FORMER Prime Minister and Chairman Pakistan Tehreek-e-Insaf (PTI) Imran Khan said on Wednesday it was his party’s constitutional right to dissolve the Punjab and KP assemblies.
His comments came after the opposition in the provincial assembly moved a no-trust resolution against the incumbent Chief Minister Ch.
Pervez Elahi while Governor Muhammad Balighur Rehman asked the CM to seek a vote of confidence from the house, two moves aimed at preventing the dissolution of the assembly, at least, in the immediate context as Imran Khan had threatened to do so on Friday.
There is no denying the fact that the Constitution vests powers with the Chief Minister of any assembly to advise the Governor to dissolve the house but the moves to counter the dissolution are also perfectly within the framework of the Constitution.
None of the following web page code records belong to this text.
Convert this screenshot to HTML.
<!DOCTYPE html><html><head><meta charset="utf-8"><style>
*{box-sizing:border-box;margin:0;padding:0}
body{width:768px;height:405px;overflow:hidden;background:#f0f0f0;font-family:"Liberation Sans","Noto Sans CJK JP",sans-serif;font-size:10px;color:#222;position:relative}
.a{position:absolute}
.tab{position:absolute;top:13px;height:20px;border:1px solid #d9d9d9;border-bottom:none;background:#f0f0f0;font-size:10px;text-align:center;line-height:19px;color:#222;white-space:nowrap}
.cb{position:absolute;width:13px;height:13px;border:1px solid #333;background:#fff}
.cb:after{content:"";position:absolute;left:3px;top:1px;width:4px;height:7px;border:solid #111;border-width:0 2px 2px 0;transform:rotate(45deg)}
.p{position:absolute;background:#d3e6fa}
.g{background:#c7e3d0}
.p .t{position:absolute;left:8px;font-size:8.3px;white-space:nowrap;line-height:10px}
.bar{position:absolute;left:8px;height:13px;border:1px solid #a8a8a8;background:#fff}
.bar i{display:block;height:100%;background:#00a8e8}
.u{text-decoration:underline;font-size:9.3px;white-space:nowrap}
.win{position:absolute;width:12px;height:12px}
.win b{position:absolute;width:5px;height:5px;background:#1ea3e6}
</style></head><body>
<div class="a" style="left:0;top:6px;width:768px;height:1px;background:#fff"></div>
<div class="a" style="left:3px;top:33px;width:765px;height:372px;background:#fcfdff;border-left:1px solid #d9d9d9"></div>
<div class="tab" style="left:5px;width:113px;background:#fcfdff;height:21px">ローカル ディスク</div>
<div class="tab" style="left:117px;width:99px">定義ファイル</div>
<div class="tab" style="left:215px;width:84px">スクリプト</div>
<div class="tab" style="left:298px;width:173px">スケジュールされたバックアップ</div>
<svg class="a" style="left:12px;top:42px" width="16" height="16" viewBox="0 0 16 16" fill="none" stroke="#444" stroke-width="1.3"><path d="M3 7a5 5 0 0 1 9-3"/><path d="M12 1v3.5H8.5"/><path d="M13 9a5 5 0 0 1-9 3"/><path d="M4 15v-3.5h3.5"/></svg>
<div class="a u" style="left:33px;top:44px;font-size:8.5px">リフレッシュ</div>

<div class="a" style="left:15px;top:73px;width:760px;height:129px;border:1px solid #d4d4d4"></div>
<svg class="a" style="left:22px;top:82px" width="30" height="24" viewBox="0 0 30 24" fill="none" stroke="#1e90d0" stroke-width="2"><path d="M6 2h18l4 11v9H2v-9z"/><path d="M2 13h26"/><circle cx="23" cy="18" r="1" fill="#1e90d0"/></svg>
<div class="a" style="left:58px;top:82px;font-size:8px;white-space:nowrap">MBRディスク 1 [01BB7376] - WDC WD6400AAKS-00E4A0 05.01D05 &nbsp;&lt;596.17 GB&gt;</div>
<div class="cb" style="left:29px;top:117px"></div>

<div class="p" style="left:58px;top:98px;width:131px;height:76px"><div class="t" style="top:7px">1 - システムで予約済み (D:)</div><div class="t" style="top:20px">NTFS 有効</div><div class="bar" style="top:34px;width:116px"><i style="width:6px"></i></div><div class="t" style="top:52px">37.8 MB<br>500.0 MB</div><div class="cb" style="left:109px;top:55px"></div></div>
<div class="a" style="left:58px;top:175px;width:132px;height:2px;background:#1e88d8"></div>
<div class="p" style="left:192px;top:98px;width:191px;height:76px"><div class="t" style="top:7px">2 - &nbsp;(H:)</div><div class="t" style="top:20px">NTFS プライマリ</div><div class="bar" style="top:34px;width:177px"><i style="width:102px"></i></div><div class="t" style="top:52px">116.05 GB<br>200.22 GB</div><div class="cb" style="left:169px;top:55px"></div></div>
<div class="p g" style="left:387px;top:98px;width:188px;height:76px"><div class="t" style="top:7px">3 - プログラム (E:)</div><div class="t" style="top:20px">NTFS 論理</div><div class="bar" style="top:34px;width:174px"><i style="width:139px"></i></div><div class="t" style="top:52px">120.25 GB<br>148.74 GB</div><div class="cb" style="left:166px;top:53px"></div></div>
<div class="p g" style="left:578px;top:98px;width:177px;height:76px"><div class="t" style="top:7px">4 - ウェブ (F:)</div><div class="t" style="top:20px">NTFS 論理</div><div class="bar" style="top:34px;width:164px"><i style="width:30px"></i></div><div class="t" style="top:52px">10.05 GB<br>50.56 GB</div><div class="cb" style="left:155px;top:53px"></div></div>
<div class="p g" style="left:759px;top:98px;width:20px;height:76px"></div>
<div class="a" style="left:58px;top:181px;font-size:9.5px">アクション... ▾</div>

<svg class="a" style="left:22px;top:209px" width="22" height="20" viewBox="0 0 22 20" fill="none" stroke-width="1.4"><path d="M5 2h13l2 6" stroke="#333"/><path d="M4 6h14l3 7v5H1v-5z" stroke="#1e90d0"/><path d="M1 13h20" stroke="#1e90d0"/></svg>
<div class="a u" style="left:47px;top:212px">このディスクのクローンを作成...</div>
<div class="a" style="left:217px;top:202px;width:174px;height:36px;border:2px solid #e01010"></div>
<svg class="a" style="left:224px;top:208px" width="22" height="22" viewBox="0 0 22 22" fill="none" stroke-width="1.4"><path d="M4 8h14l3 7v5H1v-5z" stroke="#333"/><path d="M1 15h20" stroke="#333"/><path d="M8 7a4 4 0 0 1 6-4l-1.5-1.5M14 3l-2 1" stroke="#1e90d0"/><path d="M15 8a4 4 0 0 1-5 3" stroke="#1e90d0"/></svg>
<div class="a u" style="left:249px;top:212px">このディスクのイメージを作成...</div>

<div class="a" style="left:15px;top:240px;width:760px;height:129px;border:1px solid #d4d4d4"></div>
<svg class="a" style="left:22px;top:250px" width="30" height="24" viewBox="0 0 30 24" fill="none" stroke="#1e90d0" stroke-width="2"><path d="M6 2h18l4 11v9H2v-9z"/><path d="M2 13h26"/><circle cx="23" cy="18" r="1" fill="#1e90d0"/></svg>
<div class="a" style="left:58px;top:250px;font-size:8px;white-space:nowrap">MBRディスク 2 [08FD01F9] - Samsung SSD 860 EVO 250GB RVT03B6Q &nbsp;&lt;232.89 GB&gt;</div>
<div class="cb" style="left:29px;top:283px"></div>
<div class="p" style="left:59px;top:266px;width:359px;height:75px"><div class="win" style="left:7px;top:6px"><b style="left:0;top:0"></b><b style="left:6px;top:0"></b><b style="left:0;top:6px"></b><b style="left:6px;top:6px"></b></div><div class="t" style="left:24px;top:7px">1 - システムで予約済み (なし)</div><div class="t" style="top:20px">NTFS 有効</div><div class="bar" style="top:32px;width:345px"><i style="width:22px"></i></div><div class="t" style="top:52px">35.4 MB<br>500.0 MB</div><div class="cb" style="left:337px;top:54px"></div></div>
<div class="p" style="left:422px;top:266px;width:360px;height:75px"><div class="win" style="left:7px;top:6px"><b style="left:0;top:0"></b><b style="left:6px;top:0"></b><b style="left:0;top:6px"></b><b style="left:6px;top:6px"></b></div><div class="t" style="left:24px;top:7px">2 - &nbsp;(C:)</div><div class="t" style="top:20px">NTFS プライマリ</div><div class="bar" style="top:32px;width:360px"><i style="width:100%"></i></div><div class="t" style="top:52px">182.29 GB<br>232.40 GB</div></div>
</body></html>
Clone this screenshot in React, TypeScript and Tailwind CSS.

The political crisis in the province has deepened mainly because of the tendency on the part of some leaders and parties to interpret the constitutional provisions to suit their scheme of things but the province has been suffering for the last many months due to lopsided interpretation of the Constitution both by some parties and also the judiciary.
The Governor summoned a session of the provincial assembly requiring the Chief Minister to seek a vote of confidence as he believed that Ch.Pervez Elahi has lost the numbers’ game in the house but the Speaker has challenged powers of the Governor in this regard on the plea that the Governor cannot summon a session when the house is already in session.
The Speaker might have a point but it is also a fact that the Punjab Assembly is continuously in session ever since Balighur Rehman became Governor of the province fearing that he might ask him to get a vote of confidence.
The assembly is in a mode of perpetual session but it held just eight sittings during this long period clearly proving malafide intention on the part of the ruling coalition in Punjab because in this way the Governor will never be able to exercise his constitutional power and a CM, who doesn’t enjoy the confidence of the majority would remain in power for an indefinite period, frustrating the relevant constitutional provisions.
As the biggest province of the country has been left at the mercy of the circumstances, it is duty of the judiciary to rise above the political divide and interpret the Constitution purely on merit as rule of law has been jeopardized by vested interests.